Given data:
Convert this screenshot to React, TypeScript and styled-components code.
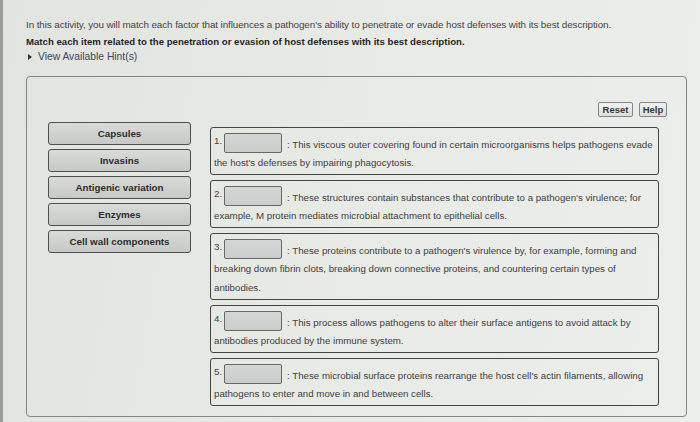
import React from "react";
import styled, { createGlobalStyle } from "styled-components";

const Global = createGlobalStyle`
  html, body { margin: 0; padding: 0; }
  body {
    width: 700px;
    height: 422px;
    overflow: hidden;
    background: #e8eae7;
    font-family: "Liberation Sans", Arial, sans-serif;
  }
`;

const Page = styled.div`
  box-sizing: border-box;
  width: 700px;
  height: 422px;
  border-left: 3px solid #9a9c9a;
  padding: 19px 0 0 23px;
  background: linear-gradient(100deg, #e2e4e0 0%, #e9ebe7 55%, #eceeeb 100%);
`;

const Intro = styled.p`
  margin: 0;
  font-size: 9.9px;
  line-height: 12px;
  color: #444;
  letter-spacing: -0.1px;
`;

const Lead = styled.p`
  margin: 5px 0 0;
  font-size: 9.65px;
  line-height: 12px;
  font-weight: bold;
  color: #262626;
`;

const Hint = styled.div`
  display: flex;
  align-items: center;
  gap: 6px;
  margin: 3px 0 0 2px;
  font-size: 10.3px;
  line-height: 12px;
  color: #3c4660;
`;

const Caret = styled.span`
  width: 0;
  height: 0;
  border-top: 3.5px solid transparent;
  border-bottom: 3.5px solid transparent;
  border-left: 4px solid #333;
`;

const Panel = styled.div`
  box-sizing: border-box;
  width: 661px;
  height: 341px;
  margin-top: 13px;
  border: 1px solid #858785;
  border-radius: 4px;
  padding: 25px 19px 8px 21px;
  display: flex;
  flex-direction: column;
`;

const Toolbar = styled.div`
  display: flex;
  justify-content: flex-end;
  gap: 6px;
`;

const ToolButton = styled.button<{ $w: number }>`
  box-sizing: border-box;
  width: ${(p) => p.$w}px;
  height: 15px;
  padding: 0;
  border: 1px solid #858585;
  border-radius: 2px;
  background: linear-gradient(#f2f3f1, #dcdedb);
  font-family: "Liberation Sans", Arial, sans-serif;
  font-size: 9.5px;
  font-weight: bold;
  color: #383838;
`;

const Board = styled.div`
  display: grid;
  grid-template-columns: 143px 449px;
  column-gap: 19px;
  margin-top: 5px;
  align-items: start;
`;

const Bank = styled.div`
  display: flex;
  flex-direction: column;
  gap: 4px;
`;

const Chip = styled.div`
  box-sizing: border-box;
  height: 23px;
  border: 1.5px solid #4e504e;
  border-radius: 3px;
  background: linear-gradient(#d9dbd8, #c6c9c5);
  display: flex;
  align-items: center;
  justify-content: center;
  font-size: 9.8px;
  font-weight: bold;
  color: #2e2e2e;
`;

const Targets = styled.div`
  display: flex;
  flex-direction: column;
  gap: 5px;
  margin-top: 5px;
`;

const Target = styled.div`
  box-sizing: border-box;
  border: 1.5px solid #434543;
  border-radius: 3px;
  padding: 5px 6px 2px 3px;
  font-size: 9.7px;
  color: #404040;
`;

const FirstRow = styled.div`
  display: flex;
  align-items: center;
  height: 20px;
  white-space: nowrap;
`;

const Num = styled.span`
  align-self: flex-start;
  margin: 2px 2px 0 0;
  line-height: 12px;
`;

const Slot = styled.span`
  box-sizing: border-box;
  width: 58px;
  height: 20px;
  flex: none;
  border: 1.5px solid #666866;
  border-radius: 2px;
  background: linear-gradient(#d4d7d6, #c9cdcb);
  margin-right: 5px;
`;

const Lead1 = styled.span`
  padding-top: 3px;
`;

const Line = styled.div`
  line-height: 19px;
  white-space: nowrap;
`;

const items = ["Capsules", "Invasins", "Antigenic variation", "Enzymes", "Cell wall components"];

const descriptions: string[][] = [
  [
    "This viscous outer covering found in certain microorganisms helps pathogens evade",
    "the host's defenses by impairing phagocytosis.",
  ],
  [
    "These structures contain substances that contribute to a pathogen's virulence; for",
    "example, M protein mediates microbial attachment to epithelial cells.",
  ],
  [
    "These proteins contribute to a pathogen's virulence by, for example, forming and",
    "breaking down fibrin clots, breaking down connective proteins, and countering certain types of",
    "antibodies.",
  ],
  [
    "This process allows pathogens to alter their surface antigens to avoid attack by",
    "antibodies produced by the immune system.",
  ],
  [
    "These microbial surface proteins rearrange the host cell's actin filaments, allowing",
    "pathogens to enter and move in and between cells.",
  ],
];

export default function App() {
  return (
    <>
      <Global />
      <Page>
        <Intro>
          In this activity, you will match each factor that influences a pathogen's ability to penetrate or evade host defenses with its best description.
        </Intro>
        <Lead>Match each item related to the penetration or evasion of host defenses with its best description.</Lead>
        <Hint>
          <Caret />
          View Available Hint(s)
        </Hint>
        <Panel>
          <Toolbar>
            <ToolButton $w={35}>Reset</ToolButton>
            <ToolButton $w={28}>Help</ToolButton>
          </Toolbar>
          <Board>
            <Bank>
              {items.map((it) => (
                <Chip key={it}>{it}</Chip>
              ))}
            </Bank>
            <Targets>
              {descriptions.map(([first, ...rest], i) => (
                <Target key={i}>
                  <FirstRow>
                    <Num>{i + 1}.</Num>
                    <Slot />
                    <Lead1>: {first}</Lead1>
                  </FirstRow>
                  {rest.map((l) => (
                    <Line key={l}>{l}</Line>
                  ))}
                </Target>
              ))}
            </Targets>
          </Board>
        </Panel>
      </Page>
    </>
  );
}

To be done: Copy every line of the data exactly as written, excluding the pictures.

Finished task:
Convert this screenshot to React, TypeScript and styled-components code.
import React from "react";
import styled, { createGlobalStyle } from "styled-components";

const Global = createGlobalStyle`
  html, body { margin: 0; padding: 0; }
  body {
    width: 700px;
    height: 422px;
    overflow: hidden;
    background: #e8eae7;
    font-family: "Liberation Sans", Arial, sans-serif;
  }
`;

const Page = styled.div`
  box-sizing: border-box;
  width: 700px;
  height: 422px;
  border-left: 3px solid #9a9c9a;
  padding: 19px 0 0 23px;
  background: linear-gradient(100deg, #e2e4e0 0%, #e9ebe7 55%, #eceeeb 100%);
`;

const Intro = styled.p`
  margin: 0;
  font-size: 9.9px;
  line-height: 12px;
  color: #444;
  letter-spacing: -0.1px;
`;

const Lead = styled.p`
  margin: 5px 0 0;
  font-size: 9.65px;
  line-height: 12px;
  font-weight: bold;
  color: #262626;
`;

const Hint = styled.div`
  display: flex;
  align-items: center;
  gap: 6px;
  margin: 3px 0 0 2px;
  font-size: 10.3px;
  line-height: 12px;
  color: #3c4660;
`;

const Caret = styled.span`
  width: 0;
  height: 0;
  border-top: 3.5px solid transparent;
  border-bottom: 3.5px solid transparent;
  border-left: 4px solid #333;
`;

const Panel = styled.div`
  box-sizing: border-box;
  width: 661px;
  height: 341px;
  margin-top: 13px;
  border: 1px solid #858785;
  border-radius: 4px;
  padding: 25px 19px 8px 21px;
  display: flex;
  flex-direction: column;
`;

const Toolbar = styled.div`
  display: flex;
  justify-content: flex-end;
  gap: 6px;
`;

const ToolButton = styled.button<{ $w: number }>`
  box-sizing: border-box;
  width: ${(p) => p.$w}px;
  height: 15px;
  padding: 0;
  border: 1px solid #858585;
  border-radius: 2px;
  background: linear-gradient(#f2f3f1, #dcdedb);
  font-family: "Liberation Sans", Arial, sans-serif;
  font-size: 9.5px;
  font-weight: bold;
  color: #383838;
`;

const Board = styled.div`
  display: grid;
  grid-template-columns: 143px 449px;
  column-gap: 19px;
  margin-top: 5px;
  align-items: start;
`;

const Bank = styled.div`
  display: flex;
  flex-direction: column;
  gap: 4px;
`;

const Chip = styled.div`
  box-sizing: border-box;
  height: 23px;
  border: 1.5px solid #4e504e;
  border-radius: 3px;
  background: linear-gradient(#d9dbd8, #c6c9c5);
  display: flex;
  align-items: center;
  justify-content: center;
  font-size: 9.8px;
  font-weight: bold;
  color: #2e2e2e;
`;

const Targets = styled.div`
  display: flex;
  flex-direction: column;
  gap: 5px;
  margin-top: 5px;
`;

const Target = styled.div`
  box-sizing: border-box;
  border: 1.5px solid #434543;
  border-radius: 3px;
  padding: 5px 6px 2px 3px;
  font-size: 9.7px;
  color: #404040;
`;

const FirstRow = styled.div`
  display: flex;
  align-items: center;
  height: 20px;
  white-space: nowrap;
`;

const Num = styled.span`
  align-self: flex-start;
  margin: 2px 2px 0 0;
  line-height: 12px;
`;

const Slot = styled.span`
  box-sizing: border-box;
  width: 58px;
  height: 20px;
  flex: none;
  border: 1.5px solid #666866;
  border-radius: 2px;
  background: linear-gradient(#d4d7d6, #c9cdcb);
  margin-right: 5px;
`;

const Lead1 = styled.span`
  padding-top: 3px;
`;

const Line = styled.div`
  line-height: 19px;
  white-space: nowrap;
`;

const items = ["Capsules", "Invasins", "Antigenic variation", "Enzymes", "Cell wall components"];

const descriptions: string[][] = [
  [
    "This viscous outer covering found in certain microorganisms helps pathogens evade",
    "the host's defenses by impairing phagocytosis.",
  ],
  [
    "These structures contain substances that contribute to a pathogen's virulence; for",
    "example, M protein mediates microbial attachment to epithelial cells.",
  ],
  [
    "These proteins contribute to a pathogen's virulence by, for example, forming and",
    "breaking down fibrin clots, breaking down connective proteins, and countering certain types of",
    "antibodies.",
  ],
  [
    "This process allows pathogens to alter their surface antigens to avoid attack by",
    "antibodies produced by the immune system.",
  ],
  [
    "These microbial surface proteins rearrange the host cell's actin filaments, allowing",
    "pathogens to enter and move in and between cells.",
  ],
];

export default function App() {
  return (
    <>
      <Global />
      <Page>
        <Intro>
          In this activity, you will match each factor that influences a pathogen's ability to penetrate or evade host defenses with its best description.
        </Intro>
        <Lead>Match each item related to the penetration or evasion of host defenses with its best description.</Lead>
        <Hint>
          <Caret />
          View Available Hint(s)
        </Hint>
        <Panel>
          <Toolbar>
            <ToolButton $w={35}>Reset</ToolButton>
            <ToolButton $w={28}>Help</ToolButton>
          </Toolbar>
          <Board>
            <Bank>
              {items.map((it) => (
                <Chip key={it}>{it}</Chip>
              ))}
            </Bank>
            <Targets>
              {descriptions.map(([first, ...rest], i) => (
                <Target key={i}>
                  <FirstRow>
                    <Num>{i + 1}.</Num>
                    <Slot />
                    <Lead1>: {first}</Lead1>
                  </FirstRow>
                  {rest.map((l) => (
                    <Line key={l}>{l}</Line>
                  ))}
                </Target>
              ))}
            </Targets>
          </Board>
        </Panel>
      </Page>
    </>
  );
}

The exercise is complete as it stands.